• DATA:
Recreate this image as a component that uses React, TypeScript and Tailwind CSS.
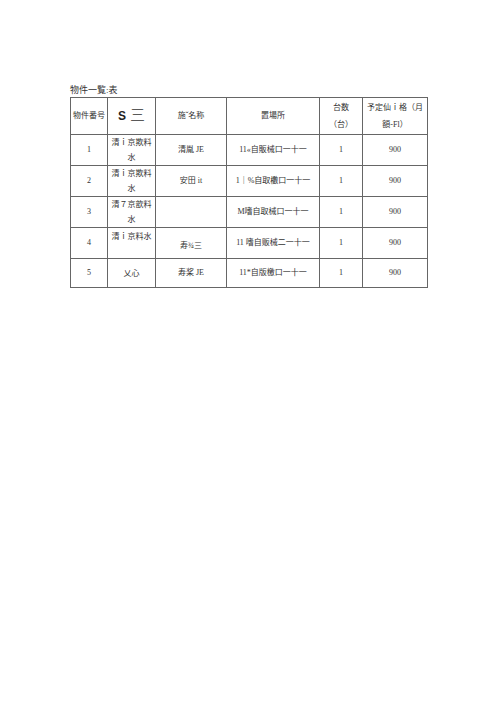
const rows = [
  { no: "1", name: ["清ｉ京欺料", "水"], maker: "清胤 JE", place: "11«自販械口一十一", qty: "1", price: "900" },
  { no: "2", name: ["清ｉ京欺料", "水"], maker: "安田 it", place: "1｜%自取櫢口一十一", qty: "1", price: "900" },
  { no: "3", name: ["清７京歆料", "水"], maker: "", place: "M嗜自取械口一十一", qty: "1", price: "900" },
  { no: "4", name: ["清ｉ京料水"], maker: "寿¾三", place: "11 嗜自贩械二一十一", qty: "1", price: "900", top: true },
  { no: "5", name: ["乂心"], maker: "寿桨 JE", place: "11*自版檄口一十一", qty: "1", price: "900" },
];

const heights = ["h-[31px]", "h-[31px]", "h-[31px]", "h-[31px]", "h-[29px]"];

export default function App() {
  return (
    <div className="w-[500px] h-[707px] bg-white text-[#333] font-['Liberation_Serif','Noto_Sans_CJK_JP',serif]">
      <div className="pt-[84px] pl-[70px]">
        <div className="text-[9px] leading-[12px] mb-px">物件一覧:表</div>
        <table className="border-collapse text-[8px] leading-[14px] text-center table-fixed">
          <colgroup>
            <col className="w-[37px]" />
            <col className="w-[48px]" />
            <col className="w-[71px]" />
            <col className="w-[93px]" />
            <col className="w-[43px]" />
            <col className="w-[65px]" />
          </colgroup>
          <tbody>
            <tr className="h-[37px]">
              <td className="border border-[#666] p-0">物件番号</td>
              <td className="border border-[#666] p-0">
                <span className="font-['Liberation_Sans',sans-serif] font-bold text-[12px] text-[#222]">S</span>
                <span className="text-[15px] ml-1 font-light">三</span>
              </td>
              <td className="border border-[#666] p-0">施ˇ名称</td>
              <td className="border border-[#666] p-0">置場所</td>
              <td className="border border-[#666] p-0 leading-[17px]">
                台数
                <br />（台）
              </td>
              <td className="border border-[#666] p-0 leading-[17px]">
                予定仙ｉ格（月
                <br />額-Fl）
              </td>
            </tr>
            {rows.map((r, i) => (
              <tr key={r.no} className={heights[i]}>
                <td className="border border-[#666] p-0">{r.no}</td>
                <td className={`border border-[#666] p-0 leading-[15px] ${r.top ? "align-top pt-px" : ""}`}>
                  {r.name.map((l, j) => (
                    <div key={j}>{l}</div>
                  ))}
                </td>
                <td className={`border border-[#666] p-0 ${r.top ? "align-bottom pb-[5px]" : ""}`}>{r.maker}</td>
                <td className="border border-[#666] p-0 whitespace-nowrap">{r.place}</td>
                <td className="border border-[#666] p-0">{r.qty}</td>
                <td className="border border-[#666] p-0">{r.price}</td>
              </tr>
            ))}
          </tbody>
        </table>
      </div>
    </div>
  );
}
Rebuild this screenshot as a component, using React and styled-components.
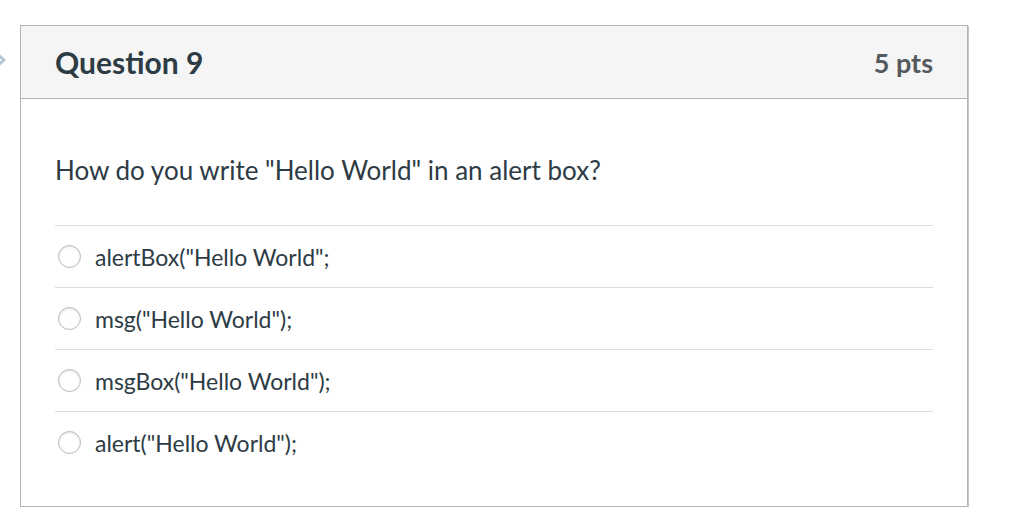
import React from 'react';
import styled, { createGlobalStyle } from 'styled-components';

const GlobalStyle = createGlobalStyle`
  html, body {
    margin: 0;
    padding: 0;
    background: #ffffff;
  }
  body {
    font-family: Lato, "Open Sans", "Liberation Sans", sans-serif;
    color: #2d3b45;
  }
`;

const answers = [
  'alertBox("Hello World";',
  'msg("Hello World");',
  'msgBox("Hello World");',
  'alert("Hello World");',
];

export default function App() {
  return (
    <>
      <GlobalStyle />
      <Page>
        <Gutter>
          {/* question nav arrow, mostly off screen */}
          <svg width="20" height="24" viewBox="0 0 20 24" overflow="visible">
            <path d="M-6 3 L4 12 L-6 21" fill="none" stroke="#b3c4d3" strokeWidth="3" strokeLinejoin="round" />
          </svg>
        </Gutter>
        <Card>
          <Header>
            <Title>Question 9</Title>
            <Points>5 pts</Points>
          </Header>
          <Body>
            <QuestionText>How do you write "Hello World" in an alert box?</QuestionText>
            <Answers>
              {answers.map((a) => (
                <Answer key={a}>
                  <Radio />
                  <AnswerLabel>{a}</AnswerLabel>
                </Answer>
              ))}
            </Answers>
          </Body>
        </Card>
      </Page>
    </>
  );
}

const Page = styled.div`
  display: flex;
  align-items: flex-start;
  padding: 25px 56px 0 0;
`;

const Gutter = styled.div`
  width: 20px;
  flex: 0 0 20px;
  padding-top: 23px;
  display: flex;
`;

const Card = styled.div`
  flex: 1;
  border: 1px solid #b4b4b4;
  box-shadow: 1px 1px 0 #c4c4c4;
  background: #ffffff;
`;

const Header = styled.div`
  display: flex;
  align-items: center;
  justify-content: space-between;
  height: 72px;
  padding: 0 34px;
  background: #f5f5f5;
  border-bottom: 1px solid #b4b4b4;
`;

const Title = styled.h2`
  margin: 0;
  font-size: 30px;
  font-weight: 700;
  color: #2d3b45;
`;

const Points = styled.div`
  font-size: 27px;
  font-weight: 700;
  color: #555a5e;
`;

const Body = styled.div`
  padding: 54px 34px 33px;
`;

const QuestionText = styled.p`
  margin: 0 0 38px;
  font-size: 26px;
  line-height: 34px;
  color: #2d3b45;
`;

const Answers = styled.div`
  display: flex;
  flex-direction: column;
`;

const Answer = styled.label`
  display: flex;
  align-items: center;
  height: 61px;
  border-top: 1px solid #dcdcdc;
`;

const Radio = styled.span`
  box-sizing: border-box;
  width: 23px;
  height: 23px;
  margin: 0 14px 0 3px;
  border-radius: 50%;
  border: 1px solid #b8b8b8;
  background: #ffffff;
  box-shadow: inset 0 1px 2px rgba(0, 0, 0, 0.12);
`;

const AnswerLabel = styled.span`
  font-size: 23px;
  color: #2d3b45;
`;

• EXERCISE DESCRIPTION: Copy the entries above faithfully and omit every image.

• THE OUTPUT:
Recreate this image as a component that uses React, TypeScript and Tailwind CSS.
const rows = [
  { no: "1", name: ["清ｉ京欺料", "水"], maker: "清胤 JE", place: "11«自販械口一十一", qty: "1", price: "900" },
  { no: "2", name: ["清ｉ京欺料", "水"], maker: "安田 it", place: "1｜%自取櫢口一十一", qty: "1", price: "900" },
  { no: "3", name: ["清７京歆料", "水"], maker: "", place: "M嗜自取械口一十一", qty: "1", price: "900" },
  { no: "4", name: ["清ｉ京料水"], maker: "寿¾三", place: "11 嗜自贩械二一十一", qty: "1", price: "900", top: true },
  { no: "5", name: ["乂心"], maker: "寿桨 JE", place: "11*自版檄口一十一", qty: "1", price: "900" },
];

const heights = ["h-[31px]", "h-[31px]", "h-[31px]", "h-[31px]", "h-[29px]"];

export default function App() {
  return (
    <div className="w-[500px] h-[707px] bg-white text-[#333] font-['Liberation_Serif','Noto_Sans_CJK_JP',serif]">
      <div className="pt-[84px] pl-[70px]">
        <div className="text-[9px] leading-[12px] mb-px">物件一覧:表</div>
        <table className="border-collapse text-[8px] leading-[14px] text-center table-fixed">
          <colgroup>
            <col className="w-[37px]" />
            <col className="w-[48px]" />
            <col className="w-[71px]" />
            <col className="w-[93px]" />
            <col className="w-[43px]" />
            <col className="w-[65px]" />
          </colgroup>
          <tbody>
            <tr className="h-[37px]">
              <td className="border border-[#666] p-0">物件番号</td>
              <td className="border border-[#666] p-0">
                <span className="font-['Liberation_Sans',sans-serif] font-bold text-[12px] text-[#222]">S</span>
                <span className="text-[15px] ml-1 font-light">三</span>
              </td>
              <td className="border border-[#666] p-0">施ˇ名称</td>
              <td className="border border-[#666] p-0">置場所</td>
              <td className="border border-[#666] p-0 leading-[17px]">
                台数
                <br />（台）
              </td>
              <td className="border border-[#666] p-0 leading-[17px]">
                予定仙ｉ格（月
                <br />額-Fl）
              </td>
            </tr>
            {rows.map((r, i) => (
              <tr key={r.no} className={heights[i]}>
                <td className="border border-[#666] p-0">{r.no}</td>
                <td className={`border border-[#666] p-0 leading-[15px] ${r.top ? "align-top pt-px" : ""}`}>
                  {r.name.map((l, j) => (
                    <div key={j}>{l}</div>
                  ))}
                </td>
                <td className={`border border-[#666] p-0 ${r.top ? "align-bottom pb-[5px]" : ""}`}>{r.maker}</td>
                <td className="border border-[#666] p-0 whitespace-nowrap">{r.place}</td>
                <td className="border border-[#666] p-0">{r.qty}</td>
                <td className="border border-[#666] p-0">{r.price}</td>
              </tr>
            ))}
          </tbody>
        </table>
      </div>
    </div>
  );
}
Rebuild this screenshot as a component, using React and styled-components.
import React from 'react';
import styled, { createGlobalStyle } from 'styled-components';

const GlobalStyle = createGlobalStyle`
  html, body {
    margin: 0;
    padding: 0;
    background: #ffffff;
  }
  body {
    font-family: Lato, "Open Sans", "Liberation Sans", sans-serif;
    color: #2d3b45;
  }
`;

const answers = [
  'alertBox("Hello World";',
  'msg("Hello World");',
  'msgBox("Hello World");',
  'alert("Hello World");',
];

export default function App() {
  return (
    <>
      <GlobalStyle />
      <Page>
        <Gutter>
          {/* question nav arrow, mostly off screen */}
          <svg width="20" height="24" viewBox="0 0 20 24" overflow="visible">
            <path d="M-6 3 L4 12 L-6 21" fill="none" stroke="#b3c4d3" strokeWidth="3" strokeLinejoin="round" />
          </svg>
        </Gutter>
        <Card>
          <Header>
            <Title>Question 9</Title>
            <Points>5 pts</Points>
          </Header>
          <Body>
            <QuestionText>How do you write "Hello World" in an alert box?</QuestionText>
            <Answers>
              {answers.map((a) => (
                <Answer key={a}>
                  <Radio />
                  <AnswerLabel>{a}</AnswerLabel>
                </Answer>
              ))}
            </Answers>
          </Body>
        </Card>
      </Page>
    </>
  );
}

const Page = styled.div`
  display: flex;
  align-items: flex-start;
  padding: 25px 56px 0 0;
`;

const Gutter = styled.div`
  width: 20px;
  flex: 0 0 20px;
  padding-top: 23px;
  display: flex;
`;

const Card = styled.div`
  flex: 1;
  border: 1px solid #b4b4b4;
  box-shadow: 1px 1px 0 #c4c4c4;
  background: #ffffff;
`;

const Header = styled.div`
  display: flex;
  align-items: center;
  justify-content: space-between;
  height: 72px;
  padding: 0 34px;
  background: #f5f5f5;
  border-bottom: 1px solid #b4b4b4;
`;

const Title = styled.h2`
  margin: 0;
  font-size: 30px;
  font-weight: 700;
  color: #2d3b45;
`;

const Points = styled.div`
  font-size: 27px;
  font-weight: 700;
  color: #555a5e;
`;

const Body = styled.div`
  padding: 54px 34px 33px;
`;

const QuestionText = styled.p`
  margin: 0 0 38px;
  font-size: 26px;
  line-height: 34px;
  color: #2d3b45;
`;

const Answers = styled.div`
  display: flex;
  flex-direction: column;
`;

const Answer = styled.label`
  display: flex;
  align-items: center;
  height: 61px;
  border-top: 1px solid #dcdcdc;
`;

const Radio = styled.span`
  box-sizing: border-box;
  width: 23px;
  height: 23px;
  margin: 0 14px 0 3px;
  border-radius: 50%;
  border: 1px solid #b8b8b8;
  background: #ffffff;
  box-shadow: inset 0 1px 2px rgba(0, 0, 0, 0.12);
`;

const AnswerLabel = styled.span`
  font-size: 23px;
  color: #2d3b45;
`;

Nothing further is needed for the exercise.